W piątek, 13 kwietnia zmarł Miloś Forman – jeden z najbardziej cenionych reżyserów światowego
kina.
Urodził się w 1932 roku. Jego rodzice nie przeżyli II wojny światowej. Zginęli w obozach
koncentracyjnych. Studiował na Akademii Sztuk Scenicznych w Pradze. Po raz pierwszy świat
usłyszał o nim na początku lat 60-tych.

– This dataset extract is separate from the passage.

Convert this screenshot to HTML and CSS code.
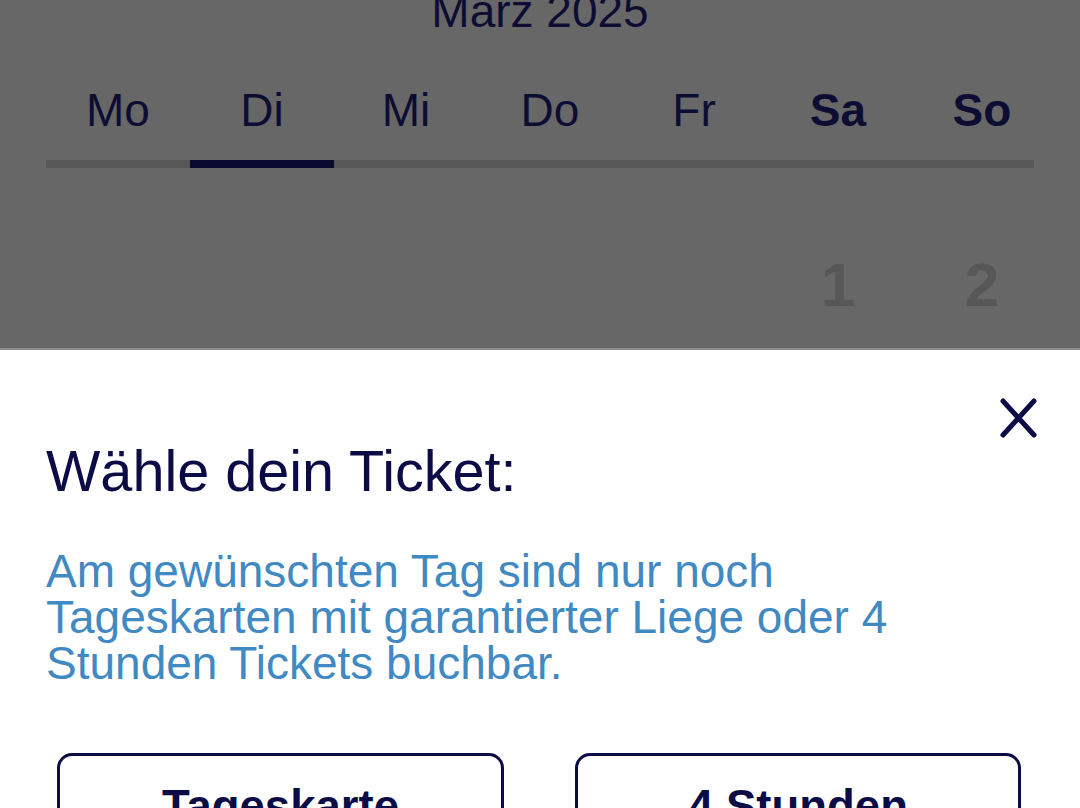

Jego pierwszym ważnym obrazem był pokazywany na
festiwalu w Locarno „Czarny Piotruś”. W 1965 roku walczył w Wenecji o nagrodę Złotego Lwa
filmem „Miłość Blondynki”, a trzy lata później w Cannes pokazał „Pali się moja panno” - swój
ostatni zrealizowany w Czechosłowacji film.
Dzięki tym obrazom stał się głównym przedstawicielem czechosłowackiej nowej fali.

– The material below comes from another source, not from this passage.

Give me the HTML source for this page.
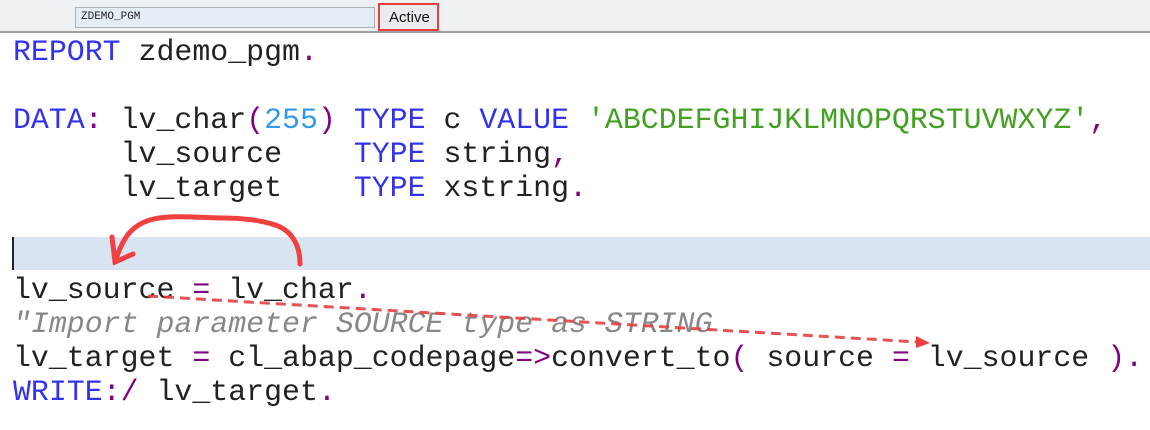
<!DOCTYPE html>
<html><head><style>
html,body{margin:0;padding:0;width:1150px;height:430px;overflow:hidden;background:#fff}
.top{position:absolute;left:0;top:0;width:1150px;height:31px;background:#eef1f4;border-bottom:2px solid #a0a0a0}
.inp{position:absolute;left:75px;top:7px;width:300px;height:21px;background:#e4ecf4;border:1px solid #a8b0b8;box-sizing:border-box;font:11px "Liberation Mono",monospace;padding:3px 0 0 5px;color:#222}
.act{position:absolute;left:378px;top:3px;width:61px;height:28px;border:2px solid #e84040;box-sizing:border-box;font:15px "Liberation Sans",sans-serif;padding:4px 0 0 9px;color:#111;background:#e8ecf0}
.code{position:absolute;left:13px;top:35px;font:29.9px/34px "Liberation Mono",monospace;white-space:pre;color:#222}
.hl{position:absolute;left:12px;top:237px;width:1138px;height:33px;background:#d8e4f2}
.cur{position:absolute;left:12px;top:237px;width:2px;height:33px;background:#222}
.k{color:#3333ee}.n{color:#3399ee}.s{color:#44a022}.c{color:#888;font-style:italic}.p{color:#800080}
svg{position:absolute;left:0;top:0}
</style></head><body>
<div class="top"><div class="inp">ZDEMO_PGM</div><div class="act">Active</div></div>
<div class="hl"></div><div class="cur"></div>
<div class="code"><span class="k">REPORT</span> zdemo_pgm<span class="p">.</span>

<span class="k">DATA</span><span class="p">:</span> lv_char<span class="p">(</span><span class="n">255</span><span class="p">)</span> <span class="k">TYPE</span> c <span class="k">VALUE</span> <span class="s">'ABCDEFGHIJKLMNOPQRSTUVWXYZ'</span><span class="p">,</span>
      lv_source    <span class="k">TYPE</span> string<span class="p">,</span>
      lv_target    <span class="k">TYPE</span> xstring<span class="p">.</span>


lv_source <span class="p">=</span> lv_char<span class="p">.</span>
<span class="c">"Import parameter SOURCE type as STRING</span>
lv_target <span class="p">=</span> cl_abap_codepage<span class="p">=&gt;</span>convert_to<span class="p">(</span> source <span class="p">=</span> lv_source <span class="p">).</span>
<span class="k">WRITE</span><span class="p">:/</span> lv_target<span class="p">.</span></div>
<svg width="1150" height="430">
<path d="M300 264 C300 245 292 232 278 226 C262 220 240 218 225 218 C200 218 170 214 150 220 C130 226 122 240 115 262" fill="none" stroke="#f04040" stroke-width="5" stroke-linecap="round"/>
<path d="M112 237 L115 262 L133 254" fill="none" stroke="#f04040" stroke-width="5" stroke-linecap="round"/>
<path d="M148 296 L918 342" stroke="#e84040" stroke-width="3" stroke-dasharray="10 6" opacity=".9"/>
<path d="M916 336 L930 343 L916 348 Z" fill="#e84040"/>
</svg>
</body></html>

Zainteresowało się nim również Hollywood. W 1968 roku na zaproszenie Paramount Pictures
przyjechał do Stanów Zjednoczonych. Kiedy stłumiona została praska wiosna, postanowił pozostać
na emigracji.
Dla Paramountu w 1971 r. nakręcił „Odlot” - swój pierwszy amerykański film. Obraz przyniósł mu
Nagrodę Jury na MFF w Cannes. Później przyszedł wielki sukces. „Lot nad kukułczym gniazdem”
(1975) przyniósł mu Oscara i Złoty Glob. Te same nagrody odebrał za zrealizowanego niemal
dekadę później „Amadeusza”.
Filmografia Milośa Formana obejmuje zaledwie kilkanaście tytułów, ale niemal każdy z nich jest
dziełem wybitnym. Oprócz wspomnianych powyżej należy koniecznie wymienić takie tytuły jak:
„Hair”, „Raqtime”, „Valmont”, „Skandalista Larry Flynt” i „Człowiek z księżyca”.
Ostatni film Miloś Forman wyreżyserował w 2006 roku. Były to „Duchy Goi”.